What the exercise asks> Examine the records and identify each line that includes the string "with". Copy those lines.

Data>
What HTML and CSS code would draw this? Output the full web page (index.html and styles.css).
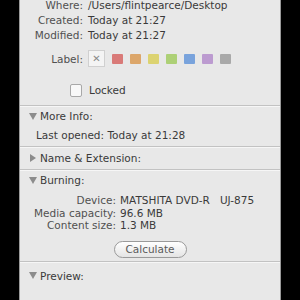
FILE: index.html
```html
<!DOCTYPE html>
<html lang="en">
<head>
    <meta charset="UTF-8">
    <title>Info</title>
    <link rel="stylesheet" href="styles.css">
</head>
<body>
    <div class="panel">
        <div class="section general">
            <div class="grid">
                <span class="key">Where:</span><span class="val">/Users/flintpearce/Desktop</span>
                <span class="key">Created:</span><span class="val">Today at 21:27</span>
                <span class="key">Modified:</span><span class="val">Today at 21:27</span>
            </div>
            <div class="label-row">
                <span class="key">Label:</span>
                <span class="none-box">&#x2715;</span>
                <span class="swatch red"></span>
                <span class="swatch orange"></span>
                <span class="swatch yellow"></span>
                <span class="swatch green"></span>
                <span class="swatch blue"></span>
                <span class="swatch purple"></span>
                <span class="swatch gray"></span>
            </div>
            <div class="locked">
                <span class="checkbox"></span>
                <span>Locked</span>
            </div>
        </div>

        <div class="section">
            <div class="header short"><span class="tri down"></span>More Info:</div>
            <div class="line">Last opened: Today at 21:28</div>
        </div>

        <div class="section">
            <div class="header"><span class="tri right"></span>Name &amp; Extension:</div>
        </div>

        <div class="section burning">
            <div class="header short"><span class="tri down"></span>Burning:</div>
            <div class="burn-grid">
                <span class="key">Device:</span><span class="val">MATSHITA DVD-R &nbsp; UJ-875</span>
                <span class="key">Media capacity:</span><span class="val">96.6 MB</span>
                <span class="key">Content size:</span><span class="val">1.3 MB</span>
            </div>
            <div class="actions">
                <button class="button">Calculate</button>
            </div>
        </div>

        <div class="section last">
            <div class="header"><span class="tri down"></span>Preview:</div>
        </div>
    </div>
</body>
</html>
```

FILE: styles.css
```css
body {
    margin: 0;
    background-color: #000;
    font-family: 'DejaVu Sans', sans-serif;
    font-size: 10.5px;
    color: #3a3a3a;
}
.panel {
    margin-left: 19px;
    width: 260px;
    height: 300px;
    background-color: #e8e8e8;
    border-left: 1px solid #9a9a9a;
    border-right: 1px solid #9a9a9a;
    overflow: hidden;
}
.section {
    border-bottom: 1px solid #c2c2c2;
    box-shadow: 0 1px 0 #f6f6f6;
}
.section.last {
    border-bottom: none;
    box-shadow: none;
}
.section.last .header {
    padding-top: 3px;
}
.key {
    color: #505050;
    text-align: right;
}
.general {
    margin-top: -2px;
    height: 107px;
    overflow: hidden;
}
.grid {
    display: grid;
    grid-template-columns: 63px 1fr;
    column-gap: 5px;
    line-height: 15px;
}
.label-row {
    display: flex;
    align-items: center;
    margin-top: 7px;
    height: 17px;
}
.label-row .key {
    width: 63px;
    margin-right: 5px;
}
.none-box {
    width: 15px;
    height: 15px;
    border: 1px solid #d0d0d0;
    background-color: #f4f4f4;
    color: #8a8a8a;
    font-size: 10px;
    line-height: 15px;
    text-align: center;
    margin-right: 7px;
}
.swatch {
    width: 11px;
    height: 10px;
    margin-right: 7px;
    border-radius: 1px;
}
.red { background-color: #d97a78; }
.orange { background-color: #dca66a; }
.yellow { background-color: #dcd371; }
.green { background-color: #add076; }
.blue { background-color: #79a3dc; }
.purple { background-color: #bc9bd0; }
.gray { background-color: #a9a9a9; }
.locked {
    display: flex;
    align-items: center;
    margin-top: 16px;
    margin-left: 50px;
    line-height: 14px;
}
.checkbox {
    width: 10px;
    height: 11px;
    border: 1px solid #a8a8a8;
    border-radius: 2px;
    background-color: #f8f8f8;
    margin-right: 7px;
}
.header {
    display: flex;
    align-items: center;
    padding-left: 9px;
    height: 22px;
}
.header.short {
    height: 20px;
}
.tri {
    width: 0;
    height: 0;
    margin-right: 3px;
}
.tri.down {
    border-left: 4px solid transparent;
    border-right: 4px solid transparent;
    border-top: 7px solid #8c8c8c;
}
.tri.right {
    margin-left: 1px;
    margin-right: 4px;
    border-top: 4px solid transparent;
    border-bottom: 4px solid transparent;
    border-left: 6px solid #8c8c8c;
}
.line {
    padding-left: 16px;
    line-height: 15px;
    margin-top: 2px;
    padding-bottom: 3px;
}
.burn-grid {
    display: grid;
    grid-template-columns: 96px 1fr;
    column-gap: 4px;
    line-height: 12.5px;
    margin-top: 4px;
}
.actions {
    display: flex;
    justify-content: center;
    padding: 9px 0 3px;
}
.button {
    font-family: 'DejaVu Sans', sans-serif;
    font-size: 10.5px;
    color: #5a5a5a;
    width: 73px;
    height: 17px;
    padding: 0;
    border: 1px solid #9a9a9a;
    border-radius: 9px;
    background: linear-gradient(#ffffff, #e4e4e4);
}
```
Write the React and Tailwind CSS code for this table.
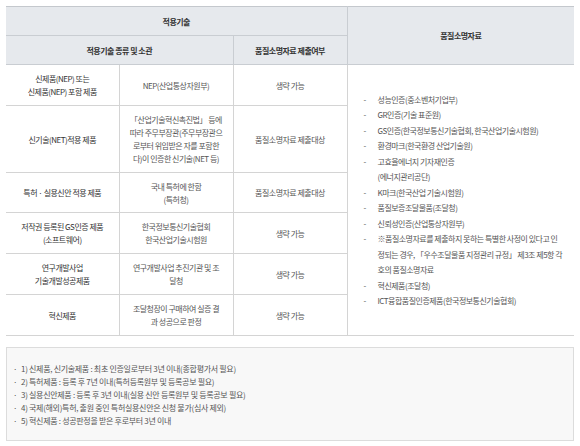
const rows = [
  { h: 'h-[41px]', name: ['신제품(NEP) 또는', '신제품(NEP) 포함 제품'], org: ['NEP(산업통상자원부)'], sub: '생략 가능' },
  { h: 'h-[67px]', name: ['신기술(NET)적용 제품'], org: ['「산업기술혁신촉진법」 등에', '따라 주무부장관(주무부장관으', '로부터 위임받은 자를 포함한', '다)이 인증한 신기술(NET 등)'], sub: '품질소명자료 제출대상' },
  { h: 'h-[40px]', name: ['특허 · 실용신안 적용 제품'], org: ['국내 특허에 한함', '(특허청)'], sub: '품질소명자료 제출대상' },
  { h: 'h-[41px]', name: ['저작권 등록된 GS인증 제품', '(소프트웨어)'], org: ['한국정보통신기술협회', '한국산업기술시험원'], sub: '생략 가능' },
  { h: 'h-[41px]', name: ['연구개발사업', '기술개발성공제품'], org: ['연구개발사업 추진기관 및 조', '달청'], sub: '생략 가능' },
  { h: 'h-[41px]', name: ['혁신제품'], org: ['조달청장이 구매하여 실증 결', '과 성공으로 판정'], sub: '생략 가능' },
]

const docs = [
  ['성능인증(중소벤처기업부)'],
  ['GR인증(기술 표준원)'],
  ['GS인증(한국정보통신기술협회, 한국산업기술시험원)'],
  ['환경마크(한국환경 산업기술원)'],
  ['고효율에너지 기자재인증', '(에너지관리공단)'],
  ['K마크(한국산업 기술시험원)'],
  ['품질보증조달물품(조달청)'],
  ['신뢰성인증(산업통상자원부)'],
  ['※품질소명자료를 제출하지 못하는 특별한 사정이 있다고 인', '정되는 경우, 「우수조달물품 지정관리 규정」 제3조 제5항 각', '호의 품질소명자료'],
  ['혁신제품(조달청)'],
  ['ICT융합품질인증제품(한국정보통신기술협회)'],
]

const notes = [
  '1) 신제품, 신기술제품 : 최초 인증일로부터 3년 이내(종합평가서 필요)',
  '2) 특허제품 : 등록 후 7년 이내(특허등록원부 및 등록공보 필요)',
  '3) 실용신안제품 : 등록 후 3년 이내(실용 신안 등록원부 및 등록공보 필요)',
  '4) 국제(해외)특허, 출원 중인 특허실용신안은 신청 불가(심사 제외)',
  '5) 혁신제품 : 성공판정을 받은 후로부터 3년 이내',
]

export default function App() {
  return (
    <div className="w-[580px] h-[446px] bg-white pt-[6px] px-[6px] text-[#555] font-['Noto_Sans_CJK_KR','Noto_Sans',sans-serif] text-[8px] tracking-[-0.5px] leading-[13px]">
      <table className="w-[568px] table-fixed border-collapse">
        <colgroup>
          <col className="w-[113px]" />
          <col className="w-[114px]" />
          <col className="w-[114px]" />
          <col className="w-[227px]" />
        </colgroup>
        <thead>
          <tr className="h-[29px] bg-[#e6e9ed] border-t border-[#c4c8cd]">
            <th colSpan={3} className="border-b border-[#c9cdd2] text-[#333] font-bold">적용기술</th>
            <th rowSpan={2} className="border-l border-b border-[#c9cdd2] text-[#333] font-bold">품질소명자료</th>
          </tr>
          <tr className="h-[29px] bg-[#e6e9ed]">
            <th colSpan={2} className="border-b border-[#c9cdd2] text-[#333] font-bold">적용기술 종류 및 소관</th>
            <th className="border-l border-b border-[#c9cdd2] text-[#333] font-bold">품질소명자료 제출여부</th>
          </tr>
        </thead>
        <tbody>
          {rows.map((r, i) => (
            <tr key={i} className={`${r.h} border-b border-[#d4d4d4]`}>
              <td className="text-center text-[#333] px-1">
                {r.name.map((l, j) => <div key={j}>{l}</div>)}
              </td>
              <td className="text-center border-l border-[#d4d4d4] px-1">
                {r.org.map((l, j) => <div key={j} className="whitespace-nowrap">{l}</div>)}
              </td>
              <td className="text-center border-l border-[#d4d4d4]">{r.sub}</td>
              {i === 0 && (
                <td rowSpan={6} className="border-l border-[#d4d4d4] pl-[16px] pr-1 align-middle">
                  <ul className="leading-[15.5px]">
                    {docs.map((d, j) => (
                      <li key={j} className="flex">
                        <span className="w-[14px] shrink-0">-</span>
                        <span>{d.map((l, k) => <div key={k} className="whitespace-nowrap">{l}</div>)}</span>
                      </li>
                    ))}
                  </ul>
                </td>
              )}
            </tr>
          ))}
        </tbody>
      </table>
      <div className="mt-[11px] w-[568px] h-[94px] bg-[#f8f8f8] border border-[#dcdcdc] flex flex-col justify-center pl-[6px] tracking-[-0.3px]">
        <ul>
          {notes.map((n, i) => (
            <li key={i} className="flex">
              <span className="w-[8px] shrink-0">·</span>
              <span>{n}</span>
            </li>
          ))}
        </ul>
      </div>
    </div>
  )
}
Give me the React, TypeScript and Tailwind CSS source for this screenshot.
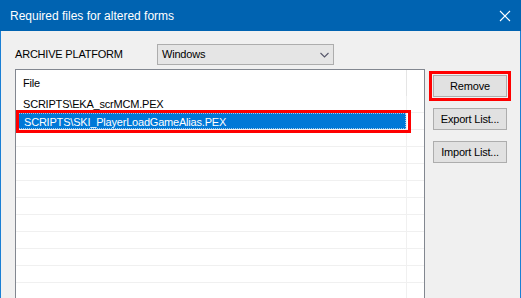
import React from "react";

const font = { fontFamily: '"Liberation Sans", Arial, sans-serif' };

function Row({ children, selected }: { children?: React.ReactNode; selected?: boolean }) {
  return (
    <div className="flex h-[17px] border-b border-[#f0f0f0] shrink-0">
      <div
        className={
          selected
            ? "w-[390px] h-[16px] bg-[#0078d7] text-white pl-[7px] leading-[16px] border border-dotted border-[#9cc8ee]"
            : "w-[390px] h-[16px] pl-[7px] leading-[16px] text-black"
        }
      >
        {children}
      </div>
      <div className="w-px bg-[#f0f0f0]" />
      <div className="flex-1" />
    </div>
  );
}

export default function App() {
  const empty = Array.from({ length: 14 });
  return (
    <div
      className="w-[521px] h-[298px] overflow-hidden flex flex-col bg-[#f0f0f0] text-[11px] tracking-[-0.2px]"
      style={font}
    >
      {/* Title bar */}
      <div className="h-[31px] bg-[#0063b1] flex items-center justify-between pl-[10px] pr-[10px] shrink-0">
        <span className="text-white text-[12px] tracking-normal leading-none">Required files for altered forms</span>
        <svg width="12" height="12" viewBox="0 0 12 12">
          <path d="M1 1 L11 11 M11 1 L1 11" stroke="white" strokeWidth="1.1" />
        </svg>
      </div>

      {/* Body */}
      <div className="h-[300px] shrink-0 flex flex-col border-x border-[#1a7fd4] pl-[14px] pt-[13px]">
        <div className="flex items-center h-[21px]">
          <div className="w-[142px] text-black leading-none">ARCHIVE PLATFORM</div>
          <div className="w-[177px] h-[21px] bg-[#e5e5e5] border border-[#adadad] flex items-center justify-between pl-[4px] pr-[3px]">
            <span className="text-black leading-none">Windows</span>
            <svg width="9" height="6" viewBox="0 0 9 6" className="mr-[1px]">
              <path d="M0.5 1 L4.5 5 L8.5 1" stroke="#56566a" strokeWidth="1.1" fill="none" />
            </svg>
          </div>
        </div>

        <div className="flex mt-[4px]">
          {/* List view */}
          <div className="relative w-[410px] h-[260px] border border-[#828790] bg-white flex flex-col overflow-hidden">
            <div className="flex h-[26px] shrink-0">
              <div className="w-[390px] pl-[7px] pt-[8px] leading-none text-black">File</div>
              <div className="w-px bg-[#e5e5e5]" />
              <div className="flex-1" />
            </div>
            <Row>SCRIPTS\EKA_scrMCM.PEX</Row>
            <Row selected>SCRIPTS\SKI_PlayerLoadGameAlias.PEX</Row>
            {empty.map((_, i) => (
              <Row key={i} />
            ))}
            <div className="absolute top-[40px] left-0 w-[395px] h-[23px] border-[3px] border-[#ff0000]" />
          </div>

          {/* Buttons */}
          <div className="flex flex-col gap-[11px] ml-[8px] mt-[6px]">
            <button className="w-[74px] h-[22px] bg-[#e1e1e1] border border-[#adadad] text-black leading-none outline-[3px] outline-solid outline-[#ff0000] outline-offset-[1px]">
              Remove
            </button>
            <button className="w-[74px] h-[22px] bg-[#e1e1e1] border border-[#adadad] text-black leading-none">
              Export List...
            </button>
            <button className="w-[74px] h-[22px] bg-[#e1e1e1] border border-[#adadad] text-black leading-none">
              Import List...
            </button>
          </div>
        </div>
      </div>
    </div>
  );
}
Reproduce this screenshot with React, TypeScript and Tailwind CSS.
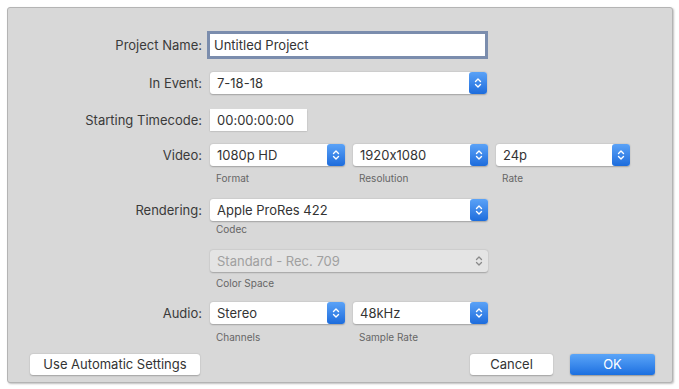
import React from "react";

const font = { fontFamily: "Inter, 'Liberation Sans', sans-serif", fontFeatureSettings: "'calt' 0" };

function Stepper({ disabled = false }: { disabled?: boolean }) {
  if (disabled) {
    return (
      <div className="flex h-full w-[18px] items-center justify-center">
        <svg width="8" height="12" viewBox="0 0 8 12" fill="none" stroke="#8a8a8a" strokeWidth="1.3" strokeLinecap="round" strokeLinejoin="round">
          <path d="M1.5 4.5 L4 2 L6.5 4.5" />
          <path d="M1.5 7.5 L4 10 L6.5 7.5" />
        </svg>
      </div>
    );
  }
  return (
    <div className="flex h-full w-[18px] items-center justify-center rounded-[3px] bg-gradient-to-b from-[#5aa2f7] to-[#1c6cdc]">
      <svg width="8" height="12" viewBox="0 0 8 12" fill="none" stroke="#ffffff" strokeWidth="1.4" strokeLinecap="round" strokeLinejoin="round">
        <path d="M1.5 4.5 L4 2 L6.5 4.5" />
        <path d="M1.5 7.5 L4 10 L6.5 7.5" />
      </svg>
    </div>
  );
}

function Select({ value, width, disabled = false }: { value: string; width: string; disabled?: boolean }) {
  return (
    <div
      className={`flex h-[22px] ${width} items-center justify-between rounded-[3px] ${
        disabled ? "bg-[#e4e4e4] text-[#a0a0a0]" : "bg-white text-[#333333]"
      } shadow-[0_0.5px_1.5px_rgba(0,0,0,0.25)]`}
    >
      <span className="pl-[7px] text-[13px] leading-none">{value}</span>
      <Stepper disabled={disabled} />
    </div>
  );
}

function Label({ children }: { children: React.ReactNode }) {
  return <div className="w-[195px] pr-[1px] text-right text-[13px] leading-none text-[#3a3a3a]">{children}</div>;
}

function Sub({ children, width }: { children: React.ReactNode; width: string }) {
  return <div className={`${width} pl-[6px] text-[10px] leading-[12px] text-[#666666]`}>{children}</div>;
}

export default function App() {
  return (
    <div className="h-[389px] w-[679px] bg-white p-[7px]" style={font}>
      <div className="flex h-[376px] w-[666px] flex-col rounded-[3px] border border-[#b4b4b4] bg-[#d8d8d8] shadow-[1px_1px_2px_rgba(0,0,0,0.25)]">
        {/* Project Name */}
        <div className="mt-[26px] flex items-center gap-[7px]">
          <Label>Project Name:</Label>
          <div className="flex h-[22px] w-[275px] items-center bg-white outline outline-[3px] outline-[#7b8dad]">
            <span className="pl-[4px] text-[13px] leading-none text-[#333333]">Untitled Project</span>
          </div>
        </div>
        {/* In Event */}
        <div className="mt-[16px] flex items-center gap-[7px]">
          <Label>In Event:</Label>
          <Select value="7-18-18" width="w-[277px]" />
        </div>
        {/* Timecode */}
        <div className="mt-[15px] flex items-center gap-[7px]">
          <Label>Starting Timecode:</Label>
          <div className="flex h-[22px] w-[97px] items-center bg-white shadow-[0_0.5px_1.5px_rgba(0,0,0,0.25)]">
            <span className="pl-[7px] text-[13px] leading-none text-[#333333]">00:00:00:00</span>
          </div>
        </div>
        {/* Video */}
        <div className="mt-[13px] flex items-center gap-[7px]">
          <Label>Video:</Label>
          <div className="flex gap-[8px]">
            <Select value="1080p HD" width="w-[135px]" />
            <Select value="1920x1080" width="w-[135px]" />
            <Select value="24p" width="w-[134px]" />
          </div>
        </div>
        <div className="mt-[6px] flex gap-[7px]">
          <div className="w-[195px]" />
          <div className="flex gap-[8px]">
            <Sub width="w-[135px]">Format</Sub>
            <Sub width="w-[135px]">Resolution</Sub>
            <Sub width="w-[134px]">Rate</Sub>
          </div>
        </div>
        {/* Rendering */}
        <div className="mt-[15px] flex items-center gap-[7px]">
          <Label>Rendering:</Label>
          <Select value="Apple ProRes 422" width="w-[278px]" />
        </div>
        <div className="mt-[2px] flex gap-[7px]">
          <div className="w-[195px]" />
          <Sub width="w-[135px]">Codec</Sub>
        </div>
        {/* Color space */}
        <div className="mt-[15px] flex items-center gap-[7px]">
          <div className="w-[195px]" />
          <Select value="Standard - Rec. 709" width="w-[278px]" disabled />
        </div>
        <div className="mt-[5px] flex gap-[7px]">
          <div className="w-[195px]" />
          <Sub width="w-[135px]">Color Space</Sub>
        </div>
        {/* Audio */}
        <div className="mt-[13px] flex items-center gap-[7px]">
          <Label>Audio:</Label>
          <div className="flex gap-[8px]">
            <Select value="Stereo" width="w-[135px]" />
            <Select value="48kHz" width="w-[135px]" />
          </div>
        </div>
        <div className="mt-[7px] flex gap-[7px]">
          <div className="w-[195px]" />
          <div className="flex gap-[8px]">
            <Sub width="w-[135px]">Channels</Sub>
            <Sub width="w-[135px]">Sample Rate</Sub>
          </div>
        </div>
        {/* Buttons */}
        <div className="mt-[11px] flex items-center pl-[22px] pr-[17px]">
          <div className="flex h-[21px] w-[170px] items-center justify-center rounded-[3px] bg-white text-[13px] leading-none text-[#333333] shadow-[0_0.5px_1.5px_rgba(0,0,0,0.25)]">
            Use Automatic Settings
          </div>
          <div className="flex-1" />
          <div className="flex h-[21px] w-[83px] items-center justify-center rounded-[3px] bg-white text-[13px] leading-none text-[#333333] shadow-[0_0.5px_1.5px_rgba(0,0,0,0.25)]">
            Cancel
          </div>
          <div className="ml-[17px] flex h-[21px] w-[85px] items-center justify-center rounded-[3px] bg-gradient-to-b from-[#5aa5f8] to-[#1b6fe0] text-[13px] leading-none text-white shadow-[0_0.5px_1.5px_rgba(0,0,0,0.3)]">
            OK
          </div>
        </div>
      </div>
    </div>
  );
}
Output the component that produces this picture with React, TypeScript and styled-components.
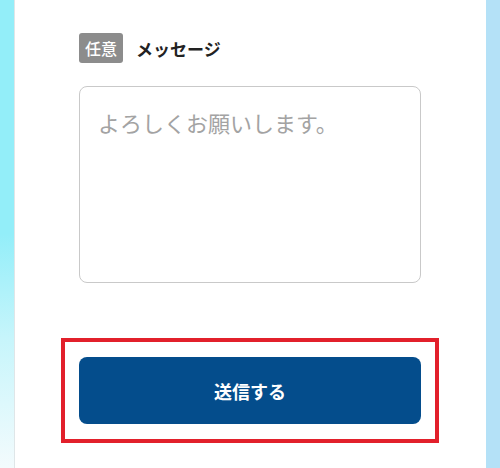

Answer for this exercise>
Reproduce this screenshot with React, TypeScript and Tailwind CSS.
Output the component that produces this picture with React, TypeScript and styled-components.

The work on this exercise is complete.